De là, que tant de beautés vantées, dans la nature et dans l’art, nous ennuient. On les appelle classiques, pour ne pas dire qu’elles sont mortes. J’entends rire les Grecs de ce classique-là.
Ce qui ne m’émeut point, ou ne fait pas penser, m’ennuie.
Je n’ai point encore vu en Italie une femme vraiment séduisante, je dis une Italienne. Beaucoup de beautés bêtes, ou très charnelles : pas une qui induise en passion. Pas une femme longue, souple, aux seins menus, au teint de fleur, aux cheveux d’herbe solaire et d’or changeant. Une foule de dahlias et de fortes roses rouges : pas un narcisse, pas un grand iris féminin, ou l’un de ces œillets qui mettent du délire dans les rêves et qui, je crois, rendent folles les roses elles-mêmes.
La défaite de Pavie, ce n’est pas la bataille où François 1er fut pris, et où il a sauvé l’honneur, mais le champ de la Chartreuse, où l’architecture est en déroute. La façade de Pavie est un masque sur une œuvre non faite pour vivre, le masque de la Renaissance. Elle ne répond à rien qu’à un désastre. Mais il faut l’avoir vue.
Je rentre à Milan. » André Suarès (in Voyage du Condottière, p. 62-63)
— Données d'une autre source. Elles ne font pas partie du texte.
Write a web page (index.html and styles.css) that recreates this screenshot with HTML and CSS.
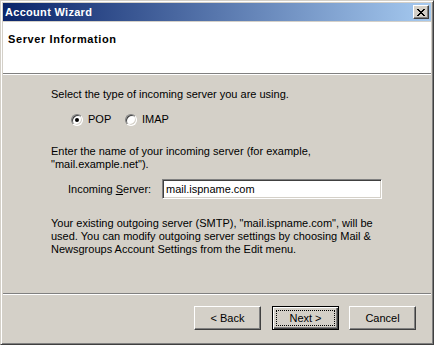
FILE: index.html
```html
<!DOCTYPE html>
<html>
<head>
<meta charset="utf-8">
<title>Account Wizard</title>
<link rel="stylesheet" href="styles.css">
</head>
<body>
<div class="window">
  <div class="titlebar">
    <span class="title">Account Wizard</span>
    <button class="close" type="button" aria-label="Close">
      <svg width="8" height="7" viewBox="0 0 8 7" shape-rendering="crispEdges"><path d="M0 0h2v1H0z M6 0h2v1H6z M1 1h2v1H1z M5 1h2v1H5z M2 2h4v1H2z M3 3h2v1H3z M2 4h4v1H2z M1 5h2v1H1z M5 5h2v1H5z M0 6h2v1H0z M6 6h2v1H6z" fill="#000"/></svg>
    </button>
  </div>
  <div class="client">
    <div class="header"><h1 class="heading">Server Information</h1></div>
    <div class="content">
      <p class="intro">Select the type of incoming server you are using.</p>
      <div class="radios">
        <label class="radio"><span class="rb rb-checked"></span>POP</label>
        <label class="radio"><span class="rb"></span>IMAP</label>
      </div>
      <p class="enter">Enter the name of your incoming server (for example,<br>"mail.example.net").</p>
      <div class="field">
        <span class="field-label">Incoming <u>S</u>erver:</span>
        <div class="textbox">mail.ispname.com</div>
      </div>
      <p class="note">Your existing outgoing server (SMTP), "mail.ispname.com", will be<br>used. You can modify outgoing server settings by choosing Mail &amp;<br>Newsgroups Account Settings from the Edit menu.</p>
    </div>
    <div class="footer">
      <button class="btn btn-back" type="button">&lt; Back</button>
      <button class="btn btn-default" type="button">Next &gt;</button>
      <button class="btn" type="button">Cancel</button>
    </div>
  </div>
</div>
</body>
</html>
```

FILE: styles.css
```css
html, body {
  margin: 0;
  padding: 0;
  background: #d4d0c8;
}

body {
  font-family: "Liberation Sans", Arial, sans-serif;
  font-size: 11px;
  line-height: 13px;
  color: #000;
}

.window {
  box-sizing: border-box;
  width: 434px;
  height: 345px;
  display: flex;
  flex-direction: column;
  background: #d4d0c8;
  border: 1px solid;
  border-color: #d4d0c8 #404040 #404040 #d4d0c8;
  box-shadow: inset 1px 1px #ffffff, inset -1px -1px #808080;
  padding: 2px;
}

.titlebar {
  height: 18px;
  flex: none;
  margin-bottom: 1px;
  display: flex;
  align-items: center;
  justify-content: space-between;
  padding: 0 2px;
  background: linear-gradient(to right, #0a246a, #a6caf0);
}

.title {
  color: #fff;
  font-weight: bold;
  font-size: 11px;
  letter-spacing: 0.3px;
}

.close {
  box-sizing: border-box;
  width: 16px;
  height: 14px;
  padding: 0 1px 0 0;
  margin: 0;
  display: flex;
  align-items: center;
  justify-content: center;
  background: #d4d0c8;
  border: 1px solid;
  border-color: #ffffff #404040 #404040 #ffffff;
  box-shadow: inset -1px -1px #808080;
}

.close svg {
  display: block;
}

.client {
  flex: 1;
  display: flex;
  flex-direction: column;
}

.header {
  height: 52px;
  flex: none;
  background: #fff;
  border-bottom: 1px solid #808080;
  padding: 11px 0 0 5px;
  box-sizing: border-box;
}

.heading {
  margin: 0;
  font-size: 11px;
  line-height: 13px;
  font-weight: bold;
  letter-spacing: 0.6px;
}

.content {
  flex: 1;
  border-top: 1px solid #fff;
  padding: 13px 0 0 48px;
}

.intro, .enter, .note {
  margin: 0;
}

.radios {
  margin: 12px 0 0 20px;
  display: grid;
  grid-template-columns: 54px auto;
  height: 13px;
}

.radio {
  display: flex;
  align-items: center;
  gap: 5px;
}

.rb {
  box-sizing: border-box;
  position: relative;
  width: 12px;
  height: 12px;
  border-radius: 50%;
  background: #fff;
  border: 1px solid;
  border-color: #808080 #ffffff #ffffff #808080;
  box-shadow: inset 1px 1px #404040, inset -1px -1px #d4d0c8;
}

.rb-checked::after {
  content: "";
  position: absolute;
  left: 3px;
  top: 3px;
  width: 4px;
  height: 4px;
  border-radius: 50%;
  background: #000;
}

.enter {
  margin-top: 19px;
}

.field {
  margin: 8px 0 0 17px;
  display: flex;
  align-items: center;
}

.field-label {
  width: 94px;
}

.textbox {
  box-sizing: border-box;
  width: 220px;
  height: 20px;
  padding: 0 3px;
  display: flex;
  align-items: center;
  background: #fff;
  border: 1px solid;
  border-color: #808080 #ffffff #ffffff #808080;
  box-shadow: inset 1px 1px #404040, inset -1px -1px #d4d0c8;
}

.note {
  margin-top: 18px;
}

.footer {
  height: 49px;
  flex: none;
  box-sizing: border-box;
  border-top: 1px solid #808080;
  box-shadow: inset 0 1px #fff;
  padding: 12px 15px 0 0;
  display: flex;
  justify-content: flex-end;
  align-items: flex-start;
  gap: 10px;
}

.btn {
  box-sizing: border-box;
  position: relative;
  width: 67px;
  height: 24px;
  margin: 0;
  padding: 0;
  font-family: "Liberation Sans", Arial, sans-serif;
  font-size: 11px;
  color: #000;
  background: #d4d0c8;
  border: 1px solid;
  border-color: #ffffff #404040 #404040 #ffffff;
  box-shadow: inset -1px -1px #808080;
}

.btn-back {
  margin-right: 1px;
}

.btn-default {
  border-color: #000;
  box-shadow: inset 1px 1px #ffffff, inset -1px -1px #404040, inset -2px -2px #808080;
}

.btn-default::after {
  content: "";
  position: absolute;
  left: 3px;
  top: 3px;
  right: 3px;
  bottom: 3px;
  border: 1px dotted #000;
}
```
« […] L’intelligence est la passion des jeunes gens. Mais la vie est la passion de l’homme. C’est le cœur seul qui fait vivre. » André Suarès (in Voyage du Condottière, p. 63)

« […] Si elle ne dure, qu’est-ce que la lumière ? Plus que personne, en Italie, Léonard a poursuivi la lumière ; plus que personne, il a cru la saisir ; et pensant l’avoir prise entre ses mains, elle s’est évanouie. » André Suarès (in Voyage du Condottière, p. 64)
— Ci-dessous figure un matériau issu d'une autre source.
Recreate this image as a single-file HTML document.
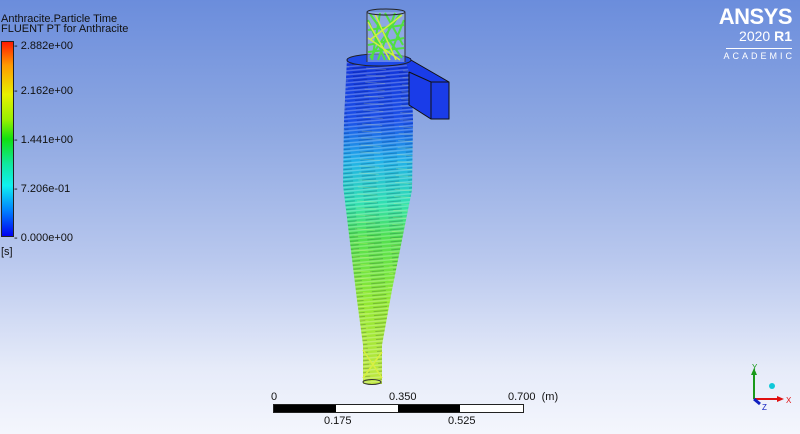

« [...] La vérité profonde, c’est l’émotion. » André Suarès (in Voyage du Condottière, p. 68)

« […] L’art est le drame de la nature, le caractère rendu par le sentiment du poète qui reçoit la vie et la crée. » André Suarès (in Voyage du Condottière, p. 71-72)

« […] L’arbre, c’est l’eau chevelue qui se condense : l’eau qui s’est faite corps et qui, délivrée de la pesanteur, libre enfin de se fixer et de laisser sa pente, s’élève vers la lumière. L’arbre est un essai de l’homme vers le ciel ; mais il reste prisonnier de la terre. Il est tenu par les pieds ; il ne peut se mouvoir ; il paie ainsi rançon de la solidité ; il faut que sa tête, si haut qu’il la porte, sente toujours l’esclavage des racines. L’arbre est une espérance ; l’arbre est vert et ne doit pas être blanc. Dans le frémissement de la feuillée, que le murmure de l’eau m’accueille ! Je veux boire aux branches. » André Suarès (in Voyage du Condottière, p. 138-139)

« […] La puissance de l’artiste, je ne la reconnais qu’à la profondeur du coup qu’il frappe ; et de même, à la beauté de la mélodie, qu’il révèle une fois pour toutes ; à l’intensité de l’harmonie qu’il est capable de produire. Un petit tableau y suffit, sur un chevalet. Mille lieues de peinture y peuvent échouer. La couleur de Tintoret est noire, lourde, monotone. Son style, plus que l’éloquence, est l’emphase continue. On n’est pas puissant parce qu’on lance cinq cents figures sur une muraille : un seul visage qui ne s’oublie plus, telle est la force. » André Suarès (in Voyage du Condottière, p. 152-153)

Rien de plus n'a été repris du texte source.